La Belgique, historiquement proche de la République démocratique du Congo, où le Rwanda est accusé d'être militairement engagé auprès des rebelles du M23 qui déstabilisent l’Est de la RDC, selon un rapport définitif du groupe d'experts de l'ONU du 13 juin 2023 (n2312381.pdf (un.org)), paie ses mauvaises relations historiques et actuelles avec KIGALI.

En 2023, la Belgique avait refusé l’agrément de Vincent Karega, choisi par KIGALI comme ambassadeur à BRUXELLES, qui avait occupé la même fonction à KINSHASA avant d'en être expulsé fin octobre 2022, ce qui a encore aggravé les relations entre les deux pays. C'est donc « la réponse du berger à la bergère ».

 

Certains pensent que l’Europe est en train de se faire humilier dans ce dossier et fait preuve de faiblesse, en se faisant dicter la marche à suivre par le Rwanda, déjà coutumier des ingérences comme l’a démontré l’enquête « Rwanda Classified » de Forbidden Stories en mai.

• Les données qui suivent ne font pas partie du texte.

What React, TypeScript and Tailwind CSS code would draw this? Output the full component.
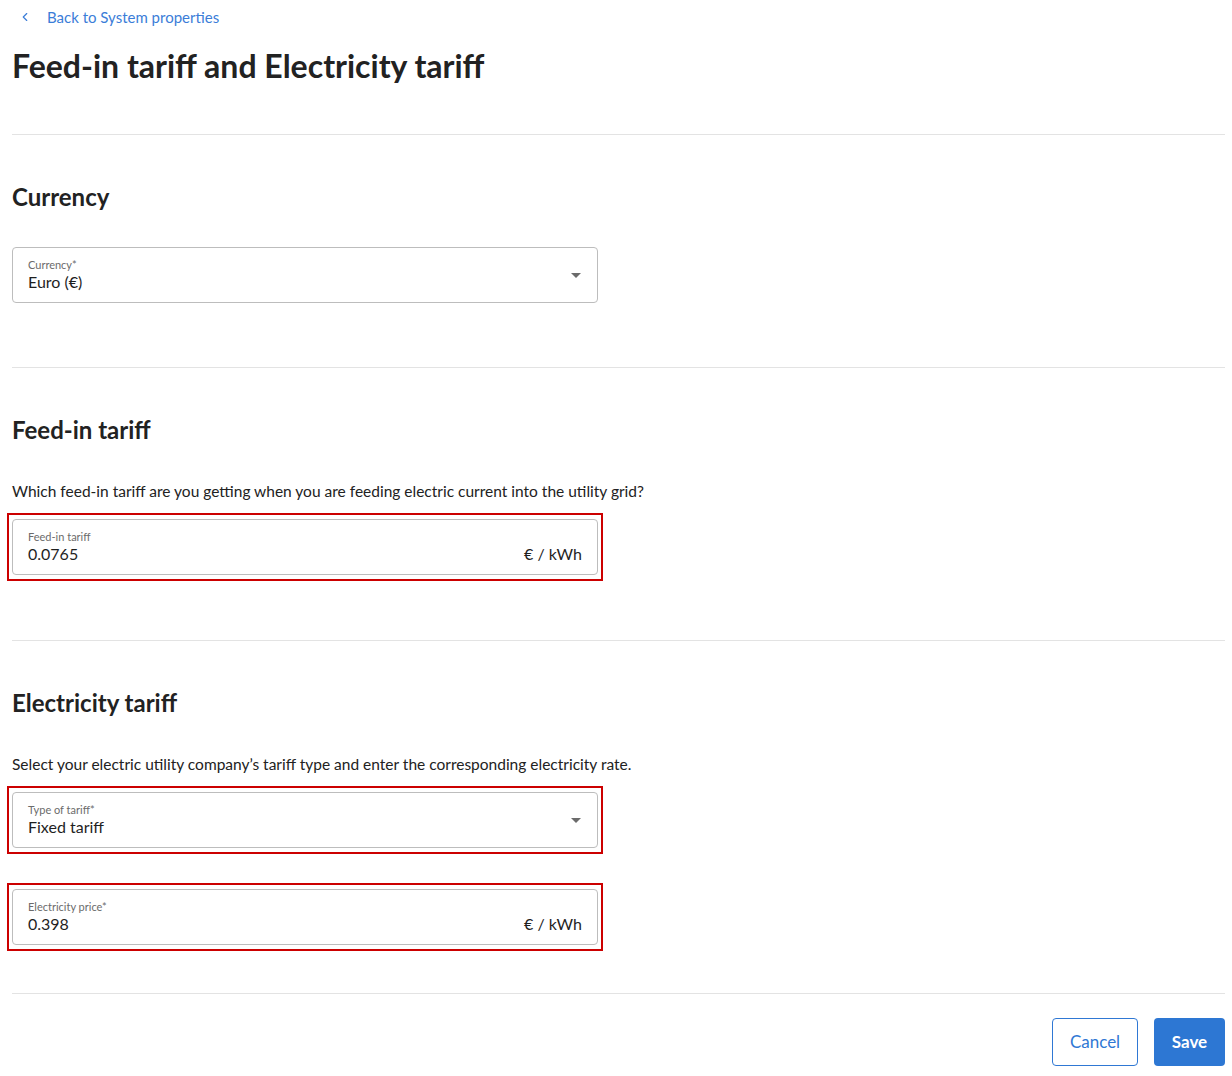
import React from 'react';
import { ChevronLeft } from 'lucide-react';

const FONT = "font-['Lato','Liberation_Sans',sans-serif]";

// red highlight frame drawn around a form field
function Marked({ children }: { children: React.ReactNode }) {
  return <div className="-ml-[5px] w-fit border-2 border-[#cc0000] px-[3px] py-[4px]">{children}</div>;
}

function SelectField({ label, value }: { label: string; value: string }) {
  return (
    <div className="w-[586px] h-[56px] rounded border border-[#bdbdbd] bg-white flex items-center justify-between pl-[15px] pr-[16px]">
      <div className="flex flex-col">
        <span className="text-[11px] leading-[14px] text-[#6b6b6b]">{label}</span>
        <span className="text-[16px] leading-[20px] text-[#1f1f1f]">{value}</span>
      </div>
      <svg width="10" height="5" viewBox="0 0 10 5">
        <path d="M0 0h10L5 5z" fill="#6b6b6b" />
      </svg>
    </div>
  );
}

function InputField({ label, value, unit }: { label: string; value: string; unit: string }) {
  return (
    <div className="w-[586px] h-[56px] rounded border border-[#bdbdbd] bg-white flex flex-col justify-center pl-[15px] pr-[15px]">
      <span className="text-[11px] leading-[14px] text-[#6b6b6b]">{label}</span>
      <div className="flex justify-between text-[16px] leading-[20px] text-[#1f1f1f]">
        <span>{value}</span>
        <span>{unit}</span>
      </div>
    </div>
  );
}

export default function App() {
  return (
    <div className={`min-h-screen bg-white pl-[12px] pr-[7px] ${FONT} text-[#222]`}>
      {/* Back link */}
      <a href="#" className="flex items-center h-[24px] mt-[5px] text-[15px] text-[#3b7dd8]">
        <ChevronLeft size={14} strokeWidth={2} className="ml-[6px] mr-[15px]" />
        Back to System properties
      </a>

      <h1 className="mt-[17px] text-[32px] leading-[40px] font-bold text-[#222]">
        Feed-in tariff and Electricity tariff
      </h1>

      <div className="mt-[48px] border-t border-[#e3e3e3]" />

      {/* Currency */}
      <h2 className="mt-[46px] text-[24px] leading-[32px] font-bold">Currency</h2>
      <div className="mt-[34px]">
        <SelectField label="Currency*" value="Euro (€)" />
      </div>

      <div className="mt-[64px] border-t border-[#e3e3e3]" />

      {/* Feed-in tariff */}
      <h2 className="mt-[46px] text-[24px] leading-[32px] font-bold">Feed-in tariff</h2>
      <p className="mt-[33px] text-[15.5px] leading-[24px]">
        Which feed-in tariff are you getting when you are feeding electric current into the utility grid?
      </p>
      <div className="mt-[10px]">
        <Marked>
          <InputField label="Feed-in tariff" value="0.0765" unit="€ / kWh" />
        </Marked>
      </div>

      <div className="mt-[59px] border-t border-[#e3e3e3]" />

      {/* Electricity tariff */}
      <h2 className="mt-[46px] text-[24px] leading-[32px] font-bold">Electricity tariff</h2>
      <p className="mt-[33px] text-[15.5px] leading-[24px]">
        Select your electric utility company’s tariff type and enter the corresponding electricity rate.
      </p>
      <div className="mt-[10px]">
        <Marked>
          <SelectField label="Type of tariff*" value="Fixed tariff" />
        </Marked>
      </div>
      <div className="mt-[29px]">
        <Marked>
          <InputField label="Electricity price*" value="0.398" unit="€ / kWh" />
        </Marked>
      </div>

      <div className="mt-[42px] border-t border-[#e3e3e3]" />

      <div className="mt-[24px] flex justify-end gap-[16px]">
        <button className="h-[48px] w-[86px] rounded border border-[#2f78d4] text-[#2f78d4] text-[17px] bg-white">
          Cancel
        </button>
        <button className="h-[48px] w-[71px] rounded bg-[#2d77d3] text-white text-[17px] font-bold">
          Save
        </button>
      </div>
    </div>
  );
}
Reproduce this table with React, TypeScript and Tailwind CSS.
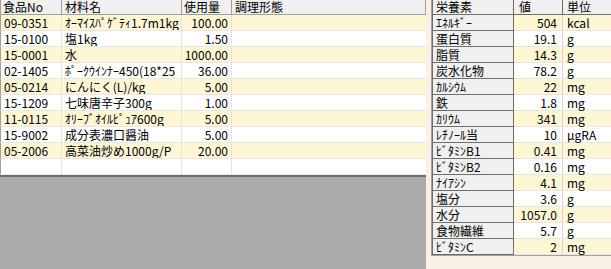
import React from "react";

const foods = [
  ["09-0351", "ｵｰﾏｲｽﾊﾟｹﾞﾃｨ1.7m1kg", "100.00"],
  ["15-0100", "塩1kg", "1.50"],
  ["15-0001", "水", "1000.00"],
  ["02-1405", "ﾎﾟｰｸｳｲﾝﾅｰ450(18*25", "36.00"],
  ["05-0214", "にんにく(L)/kg", "5.00"],
  ["15-1209", "七味唐辛子300g", "1.00"],
  ["11-0115", "ｵﾘｰﾌﾞｵｲﾙﾋﾟｭｱ600g", "5.00"],
  ["15-9002", "成分表濃口醤油", "5.00"],
  ["05-2006", "高菜油炒め1000g/P", "20.00"],
  ["", "", ""],
];

const nutrients = [
  ["ｴﾈﾙｷﾞｰ", "504", "kcal"],
  ["蛋白質", "19.1", "g"],
  ["脂質", "14.3", "g"],
  ["炭水化物", "78.2", "g"],
  ["ｶﾙｼｳﾑ", "22", "mg"],
  ["鉄", "1.8", "mg"],
  ["ｶﾘｳﾑ", "341", "mg"],
  ["ﾚﾁﾉｰﾙ当", "10", "μgRA"],
  ["ﾋﾞﾀﾐﾝB1", "0.41", "mg"],
  ["ﾋﾞﾀﾐﾝB2", "0.16", "mg"],
  ["ﾅｲｱｼﾝ", "4.1", "mg"],
  ["塩分", "3.6", "g"],
  ["水分", "1057.0", "g"],
  ["食物繊維", "5.7", "g"],
  ["ﾋﾞﾀﾐﾝC", "2", "mg"],
];

function FoodGrid() {
  return (
    <div className="w-[426px] flex flex-col bg-[#ababab]">
      <div className="bg-white border-b-2 border-[#6e6e6e]">
        {/* header */}
        <div className="grid grid-cols-[61px_120px_50px_1fr] h-[15px] leading-[14px] bg-[#f0f0f0] border-b border-[#a0a0a0] border-l border-l-[#a0a0a0]">
          <div className="pl-[2px] border-r border-[#a0a0a0]">食品No</div>
          <div className="pl-[3px] border-r border-[#a0a0a0]">材料名</div>
          <div className="pl-[2px] border-r border-[#a0a0a0]">使用量</div>
          <div className="pl-[3px] border-r border-[#a0a0a0]">調理形態</div>
        </div>
        {foods.map((r, i) => (
          <div
            key={i}
            className={`grid grid-cols-[61px_120px_50px_1fr] h-[16px] border-b border-[#e6e6e6] border-l border-l-[#a0a0a0] ${i % 2 === 0 && r[0] ? "bg-[#fff6d5]" : "bg-white"}`}
          >
            <div className="pl-[3px] border-r border-[#e3e3e3] overflow-hidden whitespace-nowrap">{r[0]}</div>
            <div className="pl-[3px] border-r border-[#e3e3e3] overflow-hidden whitespace-nowrap">{r[1]}</div>
            <div className="pr-[3px] text-right border-r border-[#e3e3e3] overflow-hidden whitespace-nowrap">{r[2]}</div>
            <div></div>
          </div>
        ))}
      </div>
      <div className="flex-1"></div>
    </div>
  );
}

function NutrientGrid() {
  return (
    <div className="flex-1 bg-[#faf0e6] pl-[5px]">
      <div className="border-l border-b border-[#a0a0a0] bg-white">
        <div className="grid grid-cols-[81px_49px_1fr] h-[15px] leading-[14px] bg-[#f0f0f0] border-b border-[#6e6e6e] border-l border-l-[#6e6e6e]">
          <div className="pl-[3px] border-r border-[#6e6e6e]">栄養素</div>
          <div className="pl-[5px] border-r border-[#6e6e6e]">値</div>
          <div className="pl-[4px]">単位</div>
        </div>
        {nutrients.map((r, i) => (
          <div key={i} className="grid grid-cols-[81px_49px_1fr] h-[16px] border-l border-[#6e6e6e]">
            <div className="pl-[3px] bg-[#f0f0f0] border-r border-b border-[#6e6e6e] whitespace-nowrap overflow-hidden">{r[0]}</div>
            <div className={`pr-[5px] text-right border-r border-b border-r-[#d4d4d4] border-b-[#e6e6e6] ${i % 2 === 0 ? "bg-[#fff6d5]" : "bg-white"}`}>{r[1]}</div>
            <div className={`pl-[4px] border-b border-[#e6e6e6] ${i % 2 === 0 ? "bg-[#fff6d5]" : "bg-white"}`}>{r[2]}</div>
          </div>
        ))}
      </div>
    </div>
  );
}

export default function App() {
  return (
    <div className="w-[611px] h-[269px] flex overflow-hidden text-[12px] leading-[15px] text-black font-['Noto_Sans_CJK_JP',sans-serif]">
      <FoodGrid />
      <NutrientGrid />
    </div>
  );
}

À l'inverse, certains affirment qu'un diplomate belge n’aurait pas dû être présélectionné pour une telle fonction, estime-t-on au service d’action extérieure européen, remarque qui apparaît surprenante quand on connaît le passé diplomatique du candidat qui a conduit le mécanisme de suivi et d'application de l'accord-cadre d'Addis-Abeba. Plusieurs États membres ont ainsi réclamé un profil plus neutre.

 

Plusieurs sources diplomatiques à Bruxelles ont exprimé leur frustration face à la capacité du Rwanda à influencer une décision interne de l’UE, un acte perçu comme une atteinte à la souveraineté diplomatique de l’Union. Un diplomate européen cité par Le Monde a déclaré que « laisser un pays tiers dicter notre conduite envoie un très mauvais message ».

« Le choix de M. Quintin par le panel de sélection était unanime et était connu de très peu de personnes, confie un diplomate au courant de l’affaire. Comment M. Kagame l’a-t-il appris ? Que le Rwanda fasse ensuite pression pour éviter la nomination d’un envoyé spécial dans la région, c’est son droit, mais il n’aurait jamais dû être informé si tôt de cette nomination. »

« Cette procédure a été une disgrâce », peste un autre diplomate européen à Bruxelles. « Laisser un pays tiers nous dicter notre conduite envoie un très mauvais message. Un tel processus de recrutement ne peut pas se reproduire. Ce n’est pas possible », renchérit une troisième source diplomatique, qui appelle à la nomination d’un nouvel envoyé spécial le plus rapidement possible.

« Avec le Rwanda, vous avez deux options : soit vous vous opposez et vous vous faites respectez, soit vous cédez, et vous vous faites marcher sur les pieds, relève un diplomate expérimenté. L’Europe a choisi la pire option. »

 

Il apparait que le Président français Emmanuel Macron, en perpétuelle repentance face au Rwanda, comme le souligne sa politique diplomatique de ces dernières années et sa déclaration polémique du 04 avril dernier en partie contredite par sa vidéo du 07 avril, a fait pencher la balance en faveur de Paul Kagame. Toujours la pratique du « en même temps » qui consiste à faire plaisir aux deux parties, mais cela ne fait pas une politique diplomatique cohérente et efficace.